What you have to do
Tally up the lines below that include the word "components". Answer with the number alone.

Code that builds pages
* * *

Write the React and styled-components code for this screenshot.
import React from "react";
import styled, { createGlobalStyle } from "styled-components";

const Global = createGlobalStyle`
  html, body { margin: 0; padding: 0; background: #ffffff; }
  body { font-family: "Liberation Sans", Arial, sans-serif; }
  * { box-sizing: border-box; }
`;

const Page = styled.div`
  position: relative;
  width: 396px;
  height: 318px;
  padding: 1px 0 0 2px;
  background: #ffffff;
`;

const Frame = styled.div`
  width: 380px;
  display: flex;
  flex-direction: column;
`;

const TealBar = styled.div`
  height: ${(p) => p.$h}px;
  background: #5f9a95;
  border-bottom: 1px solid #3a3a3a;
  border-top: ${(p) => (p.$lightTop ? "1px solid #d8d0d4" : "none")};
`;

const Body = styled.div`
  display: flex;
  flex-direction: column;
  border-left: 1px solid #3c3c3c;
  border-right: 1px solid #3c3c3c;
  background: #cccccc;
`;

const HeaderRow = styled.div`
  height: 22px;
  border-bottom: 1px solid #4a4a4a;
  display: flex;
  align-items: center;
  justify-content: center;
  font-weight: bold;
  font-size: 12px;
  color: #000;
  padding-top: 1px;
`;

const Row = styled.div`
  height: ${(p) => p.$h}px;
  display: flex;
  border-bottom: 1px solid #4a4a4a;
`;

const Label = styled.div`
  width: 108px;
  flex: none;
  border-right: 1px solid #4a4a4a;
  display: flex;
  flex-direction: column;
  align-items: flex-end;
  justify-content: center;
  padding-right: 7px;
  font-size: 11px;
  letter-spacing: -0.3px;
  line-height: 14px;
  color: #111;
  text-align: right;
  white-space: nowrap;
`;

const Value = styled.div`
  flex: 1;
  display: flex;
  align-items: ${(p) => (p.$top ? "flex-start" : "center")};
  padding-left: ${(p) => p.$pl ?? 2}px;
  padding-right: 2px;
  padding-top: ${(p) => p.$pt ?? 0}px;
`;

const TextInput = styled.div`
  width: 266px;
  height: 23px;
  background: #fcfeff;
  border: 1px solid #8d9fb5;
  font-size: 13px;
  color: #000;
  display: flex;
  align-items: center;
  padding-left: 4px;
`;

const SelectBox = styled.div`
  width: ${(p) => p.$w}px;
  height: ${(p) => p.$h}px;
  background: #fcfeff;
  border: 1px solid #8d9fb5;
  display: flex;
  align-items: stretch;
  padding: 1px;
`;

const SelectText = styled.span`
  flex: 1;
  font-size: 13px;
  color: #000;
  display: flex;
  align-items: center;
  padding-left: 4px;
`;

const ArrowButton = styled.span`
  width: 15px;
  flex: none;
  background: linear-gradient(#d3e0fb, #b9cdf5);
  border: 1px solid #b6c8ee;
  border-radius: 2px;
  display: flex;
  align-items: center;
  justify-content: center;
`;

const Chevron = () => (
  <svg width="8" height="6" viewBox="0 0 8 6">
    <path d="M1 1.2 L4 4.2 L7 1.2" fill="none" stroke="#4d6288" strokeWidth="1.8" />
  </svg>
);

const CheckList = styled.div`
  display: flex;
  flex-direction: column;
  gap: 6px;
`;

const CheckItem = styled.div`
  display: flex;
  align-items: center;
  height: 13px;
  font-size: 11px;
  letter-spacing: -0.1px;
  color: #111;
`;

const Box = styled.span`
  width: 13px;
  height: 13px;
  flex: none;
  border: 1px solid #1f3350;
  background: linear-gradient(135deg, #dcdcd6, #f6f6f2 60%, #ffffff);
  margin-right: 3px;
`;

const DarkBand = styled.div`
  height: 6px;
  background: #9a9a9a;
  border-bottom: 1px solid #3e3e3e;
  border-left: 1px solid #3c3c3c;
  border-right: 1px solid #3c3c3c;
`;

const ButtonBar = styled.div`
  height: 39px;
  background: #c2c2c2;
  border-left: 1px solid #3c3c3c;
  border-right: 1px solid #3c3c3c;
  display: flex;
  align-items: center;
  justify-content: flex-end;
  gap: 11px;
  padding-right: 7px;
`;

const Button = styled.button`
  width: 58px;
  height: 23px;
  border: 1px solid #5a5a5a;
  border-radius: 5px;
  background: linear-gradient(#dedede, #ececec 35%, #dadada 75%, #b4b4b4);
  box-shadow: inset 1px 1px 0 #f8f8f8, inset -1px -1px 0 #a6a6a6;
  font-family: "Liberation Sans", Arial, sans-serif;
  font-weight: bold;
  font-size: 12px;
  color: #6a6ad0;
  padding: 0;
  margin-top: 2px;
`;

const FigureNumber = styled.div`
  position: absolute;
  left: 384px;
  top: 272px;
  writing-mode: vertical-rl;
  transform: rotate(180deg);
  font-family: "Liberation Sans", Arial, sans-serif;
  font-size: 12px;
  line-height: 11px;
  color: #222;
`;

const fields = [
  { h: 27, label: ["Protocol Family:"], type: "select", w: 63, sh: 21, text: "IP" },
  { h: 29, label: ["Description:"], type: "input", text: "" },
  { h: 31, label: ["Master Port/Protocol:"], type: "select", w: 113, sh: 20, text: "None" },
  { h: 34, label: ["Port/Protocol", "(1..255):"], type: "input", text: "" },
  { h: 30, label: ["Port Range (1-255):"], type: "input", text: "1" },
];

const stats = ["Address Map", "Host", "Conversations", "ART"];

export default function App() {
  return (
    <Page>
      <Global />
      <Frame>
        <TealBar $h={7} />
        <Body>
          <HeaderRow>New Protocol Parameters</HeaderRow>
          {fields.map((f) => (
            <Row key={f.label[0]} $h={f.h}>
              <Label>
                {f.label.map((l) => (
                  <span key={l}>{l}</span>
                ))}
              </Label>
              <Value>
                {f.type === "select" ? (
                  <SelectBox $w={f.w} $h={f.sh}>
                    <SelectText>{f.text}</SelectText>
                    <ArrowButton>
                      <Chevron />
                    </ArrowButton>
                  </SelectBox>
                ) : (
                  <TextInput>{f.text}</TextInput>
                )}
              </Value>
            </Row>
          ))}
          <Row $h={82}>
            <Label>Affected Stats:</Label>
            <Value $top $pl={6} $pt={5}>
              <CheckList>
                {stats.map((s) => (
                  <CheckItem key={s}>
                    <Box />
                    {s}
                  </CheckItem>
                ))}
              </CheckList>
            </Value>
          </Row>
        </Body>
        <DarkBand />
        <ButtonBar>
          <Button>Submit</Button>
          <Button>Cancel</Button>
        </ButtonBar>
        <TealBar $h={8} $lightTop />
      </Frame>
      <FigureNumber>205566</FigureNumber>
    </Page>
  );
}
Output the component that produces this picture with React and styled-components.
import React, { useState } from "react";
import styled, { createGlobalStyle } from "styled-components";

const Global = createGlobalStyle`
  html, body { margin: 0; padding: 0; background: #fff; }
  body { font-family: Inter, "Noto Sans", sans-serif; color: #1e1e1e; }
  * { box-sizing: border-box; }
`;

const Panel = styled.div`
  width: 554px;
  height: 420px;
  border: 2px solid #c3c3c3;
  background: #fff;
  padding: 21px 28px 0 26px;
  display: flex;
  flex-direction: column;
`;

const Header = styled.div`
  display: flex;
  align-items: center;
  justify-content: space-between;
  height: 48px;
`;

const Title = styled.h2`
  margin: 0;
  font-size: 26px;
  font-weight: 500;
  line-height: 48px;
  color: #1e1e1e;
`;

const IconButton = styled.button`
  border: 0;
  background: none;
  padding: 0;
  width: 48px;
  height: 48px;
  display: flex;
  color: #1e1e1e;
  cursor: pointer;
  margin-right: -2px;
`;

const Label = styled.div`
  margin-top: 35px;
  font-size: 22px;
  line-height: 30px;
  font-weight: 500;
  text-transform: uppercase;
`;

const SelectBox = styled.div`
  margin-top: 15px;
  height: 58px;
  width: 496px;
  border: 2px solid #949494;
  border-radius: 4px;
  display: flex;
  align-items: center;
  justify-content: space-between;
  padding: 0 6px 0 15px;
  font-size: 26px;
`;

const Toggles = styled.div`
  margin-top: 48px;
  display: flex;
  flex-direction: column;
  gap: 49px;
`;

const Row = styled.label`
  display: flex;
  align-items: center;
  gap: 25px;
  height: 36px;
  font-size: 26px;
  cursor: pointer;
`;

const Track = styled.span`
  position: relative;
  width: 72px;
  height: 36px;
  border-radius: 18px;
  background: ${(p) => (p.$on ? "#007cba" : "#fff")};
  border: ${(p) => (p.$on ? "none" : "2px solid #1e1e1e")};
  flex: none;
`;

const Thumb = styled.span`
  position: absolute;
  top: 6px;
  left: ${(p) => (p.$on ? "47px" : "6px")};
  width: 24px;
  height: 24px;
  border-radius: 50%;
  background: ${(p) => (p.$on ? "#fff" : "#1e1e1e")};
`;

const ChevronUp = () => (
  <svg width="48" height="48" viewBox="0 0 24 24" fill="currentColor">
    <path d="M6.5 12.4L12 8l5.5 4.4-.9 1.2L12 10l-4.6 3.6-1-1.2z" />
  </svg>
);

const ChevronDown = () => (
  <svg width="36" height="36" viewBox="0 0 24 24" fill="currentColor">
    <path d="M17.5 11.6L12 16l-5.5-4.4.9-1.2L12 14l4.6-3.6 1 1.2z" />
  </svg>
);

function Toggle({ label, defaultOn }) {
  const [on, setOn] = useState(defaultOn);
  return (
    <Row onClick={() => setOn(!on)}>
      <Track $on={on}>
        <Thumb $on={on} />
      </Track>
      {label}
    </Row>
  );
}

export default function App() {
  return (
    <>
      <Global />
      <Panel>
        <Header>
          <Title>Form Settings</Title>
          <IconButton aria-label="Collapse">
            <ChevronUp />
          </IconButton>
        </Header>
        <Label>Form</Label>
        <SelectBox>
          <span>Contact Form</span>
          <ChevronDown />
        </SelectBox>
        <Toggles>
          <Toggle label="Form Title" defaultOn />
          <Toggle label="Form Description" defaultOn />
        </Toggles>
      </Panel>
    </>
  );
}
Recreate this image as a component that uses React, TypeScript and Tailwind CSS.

* * *

Final result
4